I run a C# process (service) on a server responsible for parsing HTML pages continuously. It relies on HTMLAgilityPack. The symptom is that it becomes slower and slower as time goes by.
When I start the process, it handles n pages/s. After a a few hours, the speed goes down to around n/2 pages/s. It can go down to n/10 after a few days. The phenomenon has been observed many times and is rather deterministic. Anytime the process is restarted things are back to normal.
Very importantly: I can run other calculations in the same process and they are not slowed down: I can reach 100% CPU with anything I want at any time. The process itself is not slow. Only HTML parsing slows down.
I could reproduce it with minimal code (actually the behaviour in the original service is a bit more extreme but still this piece of code reproduces the behaviour):
public static void Main(string[] args) {
string url = "https://en.wikipedia.org/wiki/History_of_Texas_A%26M_University";
string html = new HtmlWeb().Load(url).DocumentNode.OuterHtml;
while (true) {
//Processing
Stopwatch sw = new Stopwatch();
sw.Start();
Parallel.For(0, 10000, i => new HtmlDocument().LoadHtml(html));
sw.Stop();
//Logging
using(var writer = File.AppendText("c:\\parsing.log")) {
string text = DateTime.Now.ToString() + ";" + (int) sw.Elapsed.TotalSeconds;
writer.WriteLine(text);
Console.WriteLine(text);
}
}
}
With this minimal code, this displays the speed (pages per second) as a function of the numbers of hours elapsed since the process was started:
Every obvious causes have been ruled out:
It could be something about RAM and memory allocation. I know that HTMLAgilityPack makes a lot of small object memory allocation (HTML nodes and strings). It is clear memory allocation and multi-threading do not work well together. But I don't understand how the process can become slower and slower.
Do you know of anything about the CLR or Windows that could be causing some RAM intensive (many allocations) processing to become slower and slower? Like for example penalizing threads doing memory allocations in a certain way?
I have noticed similar behaviour using the HTMLAgilityPack.
I have found that when one yield's data it starts to space leak local variables on the compiler generated classes that start to cause problems. As no code is available, here's my First Aid kit.
The worst thing of HTMLAgility is that it fragments that ends up being a real issue
I am quite sure that when you start to consider the scope of your HTML fragments you will find that things will start going well.
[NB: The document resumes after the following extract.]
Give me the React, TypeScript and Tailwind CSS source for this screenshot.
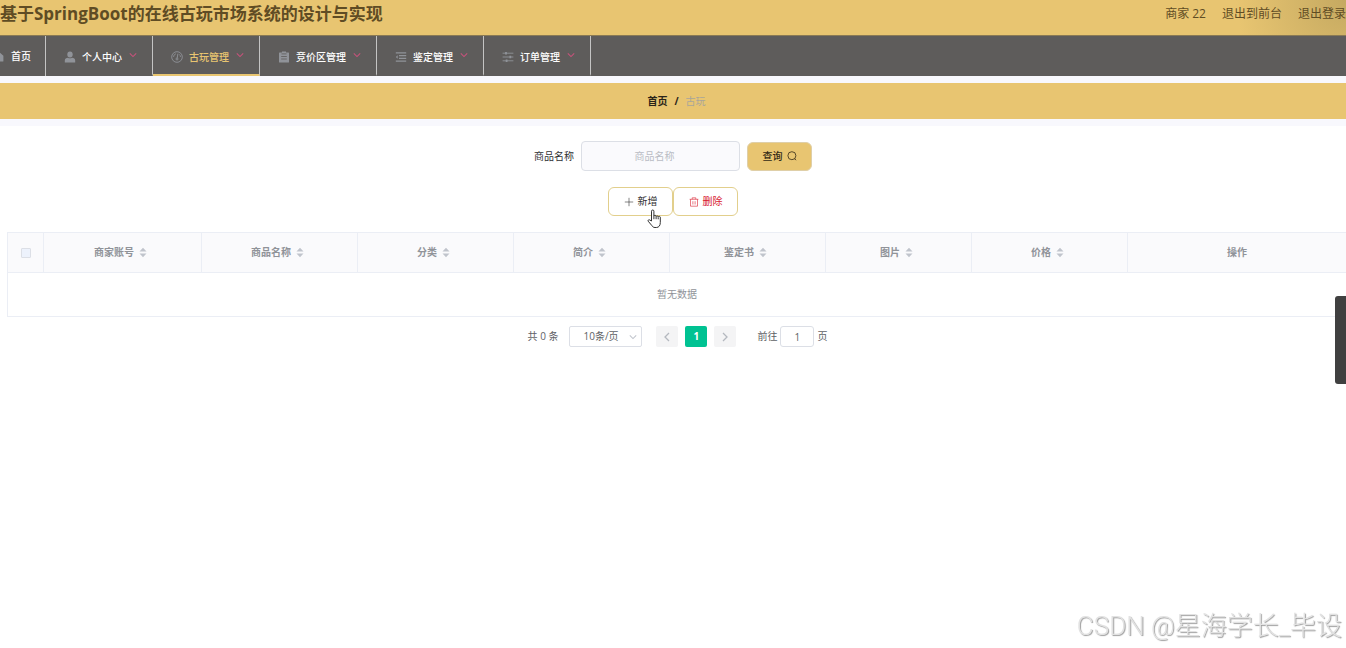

Have a look at your execution using WinDbg in SOS and make a dump of your memory and have a look.
How to do that.
then load the execution in your memory by entering
.loadby sos clr
then enter
!dumpheap -stat
You'd then get the memory items allocated in your application with the memory address and the size grouped by type and sorted from low header to high header you will see something like System.String[] with a massive number in front of it, that's the stuff you would like to investigate first.
Now to see who has that you can type
!dumpheap -mt <heap address>
And you will see the addresses that are using that memory table (MT) and the size of ram it uses.
Now it becomes interesting, rather than you going through x100 lines of code you type
!gcroot <address>
what it will print is the file and line of code that allocated the memory, the compiler generated class and the variable causing you grief as well as the bytes it holds.
This is what one could call "production debugging" and works if you have access to the server, which I guess you have.